The recovery of the Hines Unit 2 investment through the fuel clause was previously authorized in Order No. PSC-02-0655-AS-EI.[3] Paragraph 9. of the stipulation approved in that order states the following:
9. Beginning with the in-service date of Hines Unit 2 through December 31, 2005, FPC will be allowed to recover through the fuel cost recovery clause a return on average investment and straight-line depreciation expense (but no other non-fuel expense) for Hines Unit 2, to the extent such costs do not exceed the unit’s cumulative fuel savings over the recovery period. All costs associated with Hines Unit 2, including those described in this section, are subject to Commission review for prudence and reasonableness as a condition for recovery through the fuel cost recovery clause. The investment for Hines Unit 2 upon which a return is recovered under this section will be excluded from rate base for surveillance reporting purposes during the recovery period.

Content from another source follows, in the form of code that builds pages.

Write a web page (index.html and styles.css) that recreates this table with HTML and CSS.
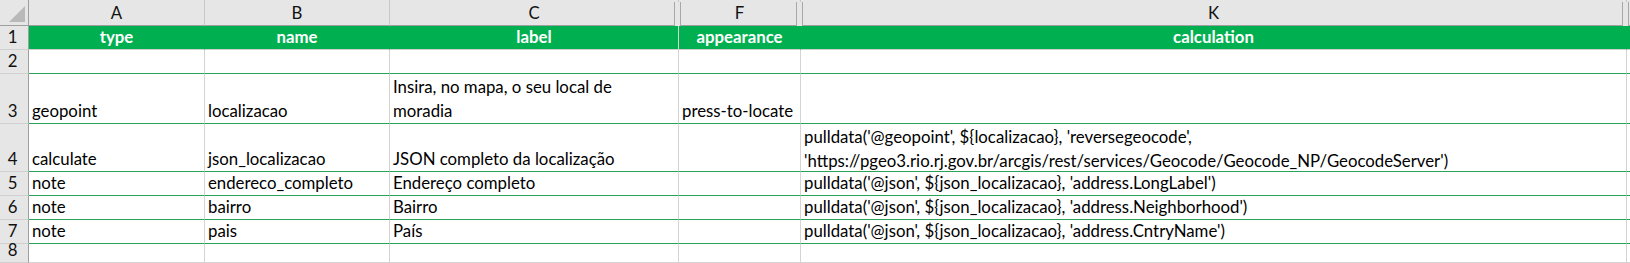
FILE: index.html
```html
<!DOCTYPE html>
<html>
<head>
<meta charset="utf-8">
<link rel="stylesheet" href="styles.css">
</head>
<body>
<div class="sheet">
  <div class="corner"><svg width="18" height="18" viewBox="0 0 18 18"><polygon points="1,17 17,17 17,1" fill="#b9b9b9"/></svg></div>
  <div class="ch">A</div>
  <div class="ch">B</div>
  <div class="ch hid">C</div>
  <div class="ch hid">F</div>
  <div class="ch hid">K</div>
  <div class="ch last"></div>

  <div class="rh">1</div>
  <div class="c hd">type</div>
  <div class="c hd">name</div>
  <div class="c hd sep">label</div>
  <div class="c hd">appearance</div>
  <div class="c hd">calculation</div>
  <div class="c hd last"></div>

  <div class="rh">2</div>
  <div class="c g"></div><div class="c g"></div><div class="c g"></div><div class="c g"></div><div class="c g"></div><div class="c g last"></div>

  <div class="rh">3</div>
  <div class="c g">geopoint</div>
  <div class="c g">localizacao</div>
  <div class="c g wrap">Insira, no mapa, o seu local de<br>moradia</div>
  <div class="c g">press-to-locate</div>
  <div class="c g"></div>
  <div class="c g last"></div>

  <div class="rh">4</div>
  <div class="c g">calculate</div>
  <div class="c g">json_localizacao</div>
  <div class="c g">JSON completo da localização</div>
  <div class="c g"></div>
  <div class="c g wrap">pulldata('@geopoint', ${localizacao}, 'reversegeocode',<br>'https://pgeo3.rio.rj.gov.br/arcgis/rest/services/Geocode/Geocode_NP/GeocodeServer')</div>
  <div class="c g last"></div>

  <div class="rh">5</div>
  <div class="c g">note</div>
  <div class="c g">endereco_completo</div>
  <div class="c g">Endereço completo</div>
  <div class="c g"></div>
  <div class="c g">pulldata('@json', ${json_localizacao}, 'address.LongLabel')</div>
  <div class="c g last"></div>

  <div class="rh">6</div>
  <div class="c g">note</div>
  <div class="c g">bairro</div>
  <div class="c g">Bairro</div>
  <div class="c g"></div>
  <div class="c g">pulldata('@json', ${json_localizacao}, 'address.Neighborhood')</div>
  <div class="c g last"></div>

  <div class="rh">7</div>
  <div class="c g">note</div>
  <div class="c g">pais</div>
  <div class="c g">País</div>
  <div class="c g"></div>
  <div class="c g">pulldata('@json', ${json_localizacao}, 'address.CntryName')</div>
  <div class="c g last"></div>

  <div class="rh">8</div>
  <div class="c"></div><div class="c"></div><div class="c"></div><div class="c"></div><div class="c"></div><div class="c last"></div>
</div>
</body>
</html>
```

FILE: styles.css
```css
* { box-sizing: border-box; }
html, body { margin: 0; padding: 0; background: #ffffff; }
body {
  width: 1630px;
  height: 263px;
  overflow: hidden;
  font-family: Lato, "Open Sans", sans-serif;
  font-size: 16.8px;
  color: #000;
}

.sheet {
  display: grid;
  grid-template-columns: 29px 176px 185px 289px 122px 826px 3px;
  grid-template-rows: 26px 24px 24px 50px 48px 24px 24px 24px 19px;
  width: 1630px;
}

.corner {
  background: #e6e6e6;
  border-right: 1px solid #9e9e9e;
  border-bottom: 1px solid #9e9e9e;
  display: flex;
  align-items: flex-end;
  justify-content: flex-end;
  padding: 0 2px 2px 0;
}
.corner svg { display: block; }

.ch {
  position: relative;
  background: #e6e6e6;
  border-right: 1px solid #c8c8c8;
  border-bottom: 1px solid #9e9e9e;
  text-align: center;
  line-height: 24px;
  padding-top: 1px;
  color: #111;
}
.ch.hid::after {
  content: "";
  position: absolute;
  top: 2px;
  bottom: -1px;
  right: -3px;
  width: 5px;
  border-left: 1px solid #a8a8a8;
  border-right: 1px solid #a8a8a8;
  background: #e6e6e6;
  z-index: 1;
}
.ch.last { border-right: none; }

.rh {
  background: #e6e6e6;
  border-right: 1px solid #9e9e9e;
  border-bottom: 1px solid #d0d0d0;
  display: flex;
  align-items: flex-end;
  justify-content: center;
  padding-right: 3px;
  line-height: 24px;
  color: #111;
}

.c {
  border-right: 1px solid #d4d4d4;
  border-bottom: 1px solid #d4d4d4;
  display: flex;
  align-items: flex-end;
  padding-left: 3px;
  line-height: 24px;
  white-space: nowrap;
  overflow: visible;
}
.c.g { border-bottom-color: #27a35b; }
.c.last { border-right: none; }
.c.wrap { display: block; padding-top: 1px; white-space: nowrap; }

.c.hd {
  background: #00b050;
  color: #fff;
  font-weight: 700;
  justify-content: center;
  padding-left: 0;
  border-right-color: #00b050;
  border-bottom-color: #cfcfcf;
}
.c.hd.sep { border-right-color: #d4d4d4; }
```
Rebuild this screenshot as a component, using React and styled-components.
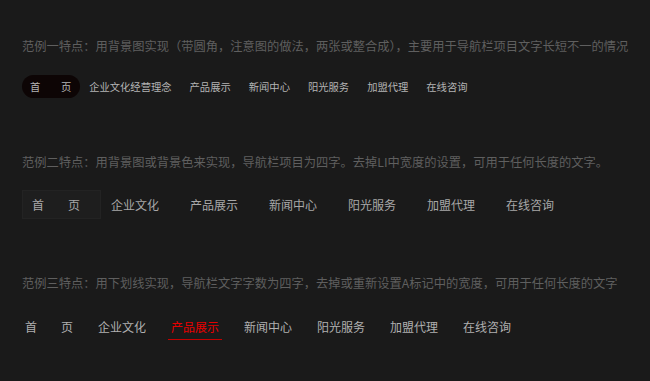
import React from 'react';
import styled, { createGlobalStyle } from 'styled-components';

// Page-wide reset: dark background, CJK font
const GlobalStyle = createGlobalStyle`
  html, body {
    margin: 0;
    padding: 0;
    background: #1a1a1a;
  }
  body {
    font-family: "Noto Sans CJK SC", "Microsoft YaHei", sans-serif;
  }
  ul { list-style: none; margin: 0; padding: 0; }
`;

const Page = styled.div`
  width: 650px;
  height: 381px;
  box-sizing: border-box;
  padding: 36px 0 0 22px;
  background: #1a1a1a;
  overflow: hidden;
`;

// Grey line describing each example
const Note = styled.p`
  margin: ${p => p.$top || 0}px 0 0;
  font-size: 12.25px;
  line-height: 20px;
  color: #5f5f5f;
  white-space: nowrap;
`;

// Example 1: rounded pill behind the current item
const PillNav = styled.ul`
  display: flex;
  gap: 1px;
  margin-top: 19px;
`;

const PillItem = styled.li`
  padding: 0 9px 0 8px;
  height: 23px;
  line-height: 23px;
  font-size: 10.3px;
  color: #b4b4b4;
  border-radius: 12px;
  background: ${p => (p.$active ? '#0d0505' : 'transparent')};
  white-space: nowrap;
`;

// Example 2: block background on the current item
const BlockNav = styled.ul`
  display: flex;
  margin-top: 18px;
`;

const BlockItem = styled.li`
  box-sizing: border-box;
  height: 29px;
  line-height: 27px;
  padding: 0 20px 0 9px;
  font-size: 12px;
  color: #a8a8a8;
  border: 1px solid ${p => (p.$active ? '#232323' : 'transparent')};
  background: ${p => (p.$active ? '#1e1e1e' : 'transparent')};
  white-space: nowrap;
`;

// Example 3: red underline on the current item
const LineNav = styled.ul`
  display: flex;
  gap: 19px;
  margin-top: 22px;
`;

const LineItem = styled.li`
  padding: 0 3px;
  height: 24px;
  line-height: 24px;
  font-size: 12px;
  color: ${p => (p.$active ? '#e60000' : '#b0b0b0')};
  border-bottom: 1px solid ${p => (p.$active ? '#c40000' : 'transparent')};
  white-space: nowrap;
`;

const items = ['企业文化', '产品展示', '新闻中心', '阳光服务', '加盟代理', '在线咨询'];
const home = '首\u3000\u3000页';

function App() {
  return (
    <Page>
      <GlobalStyle />
      <Note>范例一特点：用背景图实现（带圆角，注意图的做法，两张或整合成），主要用于导航栏项目文字长短不一的情况</Note>
      <PillNav>
        <PillItem $active>{home}</PillItem>
        <PillItem>企业文化经营理念</PillItem>
        {items.slice(1).map(t => (
          <PillItem key={t}>{t}</PillItem>
        ))}
      </PillNav>

      <Note $top={54}>范例二特点：用背景图或背景色来实现，导航栏项目为四字。去掉LI中宽度的设置，可用于任何长度的文字。</Note>
      <BlockNav>
        <BlockItem $active>{home}</BlockItem>
        {items.map(t => (
          <BlockItem key={t}>{t}</BlockItem>
        ))}
      </BlockNav>

      <Note $top={54}>范例三特点：用下划线实现，导航栏文字字数为四字，去掉或重新设置A标记中的宽度，可用于任何长度的文字</Note>
      <LineNav>
        <LineItem>{home}</LineItem>
        {items.map(t => (
          <LineItem key={t} $active={t === '产品展示'}>{t}</LineItem>
        ))}
      </LineNav>
    </Page>
  );
}

export default App;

This recommendation addresses the issues raised in PEF’s petition concerning the base rate increase associated with the revenue requirements for Hines Unit 2, Hines Unit 4, and the related transmission facilities. The Commission has jurisdiction over this matter pursuant to Sections 366.05 and 366.06, Florida Statutes.
Issue 1:
What is the appropriate jurisdictional revenue requirement to be included in base rates for Hines Unit 2?
Recommendation:
The appropriate jurisdictional base rate revenue requirement for Hines Unit 2 is $36,339,546. (Slemkewicz, Springer)
Staff Analysis:
Per Paragraph 9. of the stipulation approved in Order No. PSC-02-0655-AS-EI,[4] PEF was authorized to recover the Hines Unit 2 return on average investment and straight-line depreciation expense through the fuel cost recovery factor until December 31, 2005. The amount of the recovery was limited to the unit’s cumulative fuel savings over the recovery period. Subsequently, Order No. PSC-05-0945-S-EI[5] approved Paragraph 12.b. of another stipulation that extended the fuel clause recovery of the investment and depreciation until the commercial in-service date of Hines Unit 4. PEF currently anticipates that Hines Unit 4 will begin commercial operations on December 1, 2007. At that time, PEF’s base rates would be increased to recover the Hines Unit 2 2006 full revenue requirements, excluding the unit’s non-fuel O&M expenses already being recovered in base rates. PEF would then cease making any further charges to the fuel clause for the recovery of the Hines Unit 2 investment and depreciation.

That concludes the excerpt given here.